- EXERCISE: Determine which lines of the records include the word "this", and copy them.

- RECORDS FOR PROCESSING:
──────────

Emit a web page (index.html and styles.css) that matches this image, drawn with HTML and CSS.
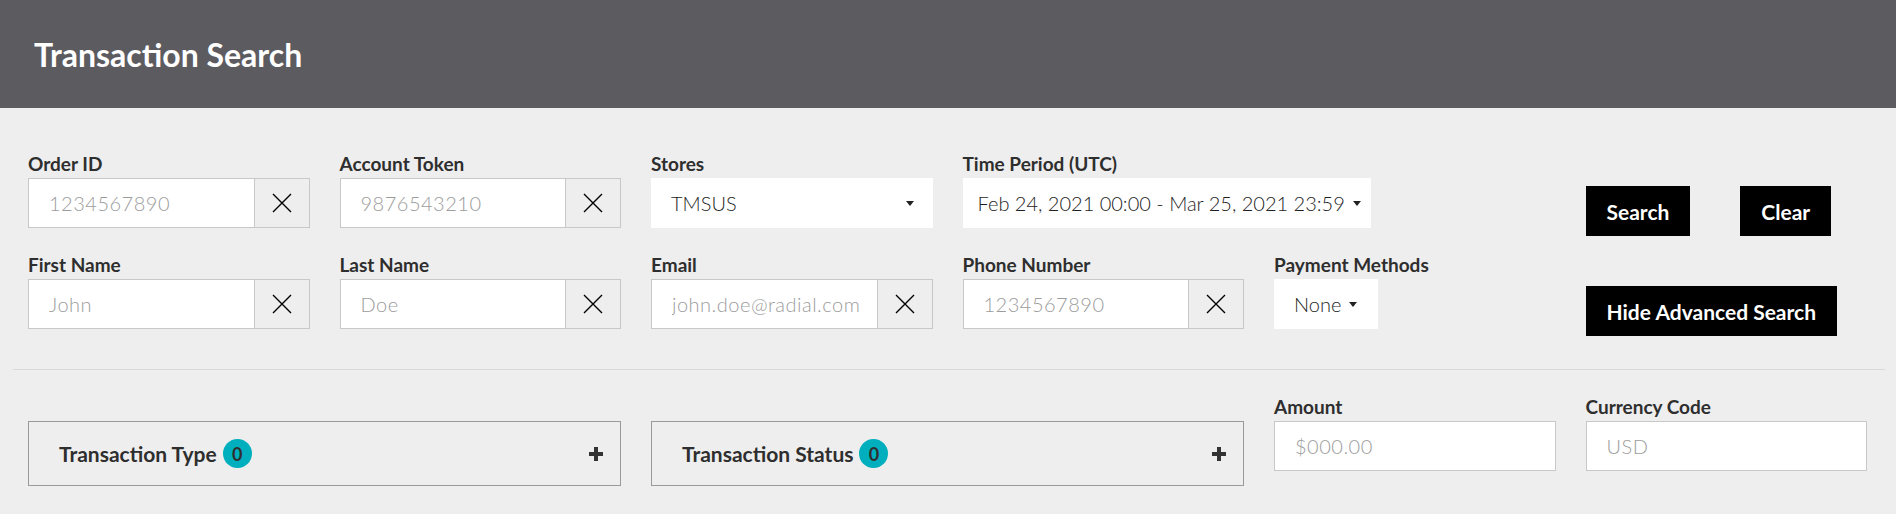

──────────

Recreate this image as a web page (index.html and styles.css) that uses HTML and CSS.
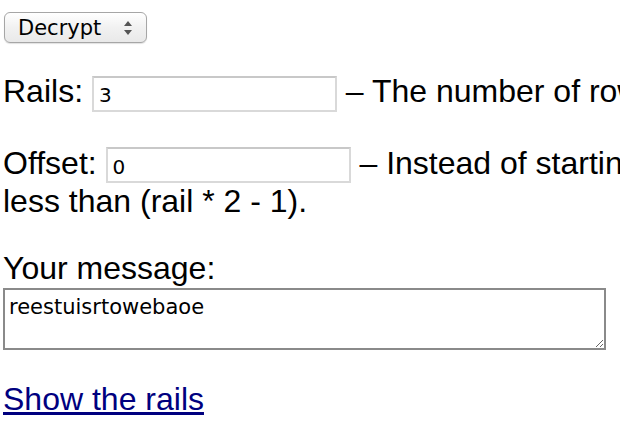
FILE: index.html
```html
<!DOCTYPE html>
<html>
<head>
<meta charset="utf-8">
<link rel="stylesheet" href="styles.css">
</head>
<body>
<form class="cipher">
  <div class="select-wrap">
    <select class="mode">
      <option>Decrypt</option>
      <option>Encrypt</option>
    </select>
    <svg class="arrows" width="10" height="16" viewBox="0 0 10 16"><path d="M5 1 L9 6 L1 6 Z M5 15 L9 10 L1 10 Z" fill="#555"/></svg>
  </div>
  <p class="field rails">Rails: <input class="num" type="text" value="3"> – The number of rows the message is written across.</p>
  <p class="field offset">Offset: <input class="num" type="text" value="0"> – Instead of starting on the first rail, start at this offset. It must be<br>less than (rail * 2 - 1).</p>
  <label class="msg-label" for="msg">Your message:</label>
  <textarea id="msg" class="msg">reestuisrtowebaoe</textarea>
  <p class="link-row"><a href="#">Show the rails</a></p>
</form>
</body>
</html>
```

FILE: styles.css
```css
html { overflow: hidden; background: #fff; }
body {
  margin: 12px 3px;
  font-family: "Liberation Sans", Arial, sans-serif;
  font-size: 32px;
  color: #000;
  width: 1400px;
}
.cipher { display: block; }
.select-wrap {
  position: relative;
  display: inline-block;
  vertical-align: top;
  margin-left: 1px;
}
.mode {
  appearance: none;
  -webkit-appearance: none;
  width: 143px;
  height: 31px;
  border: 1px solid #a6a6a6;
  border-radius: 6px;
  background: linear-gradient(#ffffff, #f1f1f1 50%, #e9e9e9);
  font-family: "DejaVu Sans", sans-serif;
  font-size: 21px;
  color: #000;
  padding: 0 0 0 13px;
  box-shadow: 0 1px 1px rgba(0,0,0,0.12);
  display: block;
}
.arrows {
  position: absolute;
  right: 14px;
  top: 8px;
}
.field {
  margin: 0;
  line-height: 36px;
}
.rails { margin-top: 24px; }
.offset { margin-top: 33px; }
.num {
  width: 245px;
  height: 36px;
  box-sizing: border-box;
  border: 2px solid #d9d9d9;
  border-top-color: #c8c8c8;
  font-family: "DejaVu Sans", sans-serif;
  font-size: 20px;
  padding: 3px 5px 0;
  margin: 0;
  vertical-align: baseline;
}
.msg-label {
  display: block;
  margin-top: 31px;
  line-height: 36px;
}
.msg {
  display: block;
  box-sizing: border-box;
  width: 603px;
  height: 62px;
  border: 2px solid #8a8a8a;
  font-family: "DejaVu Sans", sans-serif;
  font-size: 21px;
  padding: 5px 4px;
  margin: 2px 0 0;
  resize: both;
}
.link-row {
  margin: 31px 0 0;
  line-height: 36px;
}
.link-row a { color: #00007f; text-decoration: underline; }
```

──────────

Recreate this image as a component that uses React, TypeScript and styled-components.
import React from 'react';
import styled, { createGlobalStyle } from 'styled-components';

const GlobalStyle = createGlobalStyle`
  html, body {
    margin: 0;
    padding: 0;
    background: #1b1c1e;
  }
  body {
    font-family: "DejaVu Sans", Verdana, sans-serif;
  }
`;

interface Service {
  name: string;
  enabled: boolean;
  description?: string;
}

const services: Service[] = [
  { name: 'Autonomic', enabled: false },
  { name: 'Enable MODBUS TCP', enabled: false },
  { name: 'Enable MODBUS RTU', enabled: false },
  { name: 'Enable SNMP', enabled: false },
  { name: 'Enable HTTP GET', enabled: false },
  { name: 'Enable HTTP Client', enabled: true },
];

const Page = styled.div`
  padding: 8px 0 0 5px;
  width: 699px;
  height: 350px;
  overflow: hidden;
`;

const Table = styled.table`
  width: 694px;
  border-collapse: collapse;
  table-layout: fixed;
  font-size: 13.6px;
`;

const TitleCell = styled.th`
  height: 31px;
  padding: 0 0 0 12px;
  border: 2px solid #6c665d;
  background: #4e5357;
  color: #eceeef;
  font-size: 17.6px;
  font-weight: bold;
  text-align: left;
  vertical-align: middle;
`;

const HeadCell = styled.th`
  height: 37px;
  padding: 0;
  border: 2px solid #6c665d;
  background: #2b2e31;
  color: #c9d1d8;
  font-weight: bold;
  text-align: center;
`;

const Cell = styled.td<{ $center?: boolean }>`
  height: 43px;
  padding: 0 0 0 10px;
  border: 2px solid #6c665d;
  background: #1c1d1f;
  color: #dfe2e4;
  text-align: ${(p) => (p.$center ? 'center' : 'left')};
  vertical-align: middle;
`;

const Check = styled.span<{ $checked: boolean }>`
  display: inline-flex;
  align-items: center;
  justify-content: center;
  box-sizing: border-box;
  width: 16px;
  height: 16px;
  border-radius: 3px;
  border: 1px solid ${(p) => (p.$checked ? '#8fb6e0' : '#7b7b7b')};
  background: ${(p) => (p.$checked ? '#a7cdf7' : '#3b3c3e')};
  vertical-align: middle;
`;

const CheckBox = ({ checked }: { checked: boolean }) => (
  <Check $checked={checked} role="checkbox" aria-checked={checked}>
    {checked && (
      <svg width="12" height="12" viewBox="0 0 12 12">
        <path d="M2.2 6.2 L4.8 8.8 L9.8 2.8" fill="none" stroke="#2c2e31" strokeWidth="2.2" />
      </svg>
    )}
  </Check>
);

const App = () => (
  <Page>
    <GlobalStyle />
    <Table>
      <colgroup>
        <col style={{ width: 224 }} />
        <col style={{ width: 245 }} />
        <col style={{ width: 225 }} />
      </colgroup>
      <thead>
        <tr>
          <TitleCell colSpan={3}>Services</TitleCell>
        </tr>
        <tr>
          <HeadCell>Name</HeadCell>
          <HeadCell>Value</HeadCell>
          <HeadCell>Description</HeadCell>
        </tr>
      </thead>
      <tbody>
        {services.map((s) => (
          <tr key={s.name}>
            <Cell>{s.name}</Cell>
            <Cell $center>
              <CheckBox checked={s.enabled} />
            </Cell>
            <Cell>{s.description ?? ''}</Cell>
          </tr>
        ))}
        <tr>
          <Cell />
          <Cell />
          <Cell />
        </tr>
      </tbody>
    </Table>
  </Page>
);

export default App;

──────────

- PROBLEM SOLUTION:
Emit a web page (index.html and styles.css) that matches this image, drawn with HTML and CSS.
Recreate this image as a web page (index.html and styles.css) that uses HTML and CSS.
  <p class="field offset">Offset: <input class="num" type="text" value="0"> – Instead of starting on the first rail, start at this offset. It must be<br>less than (rail * 2 - 1).</p>
Recreate this image as a component that uses React, TypeScript and styled-components.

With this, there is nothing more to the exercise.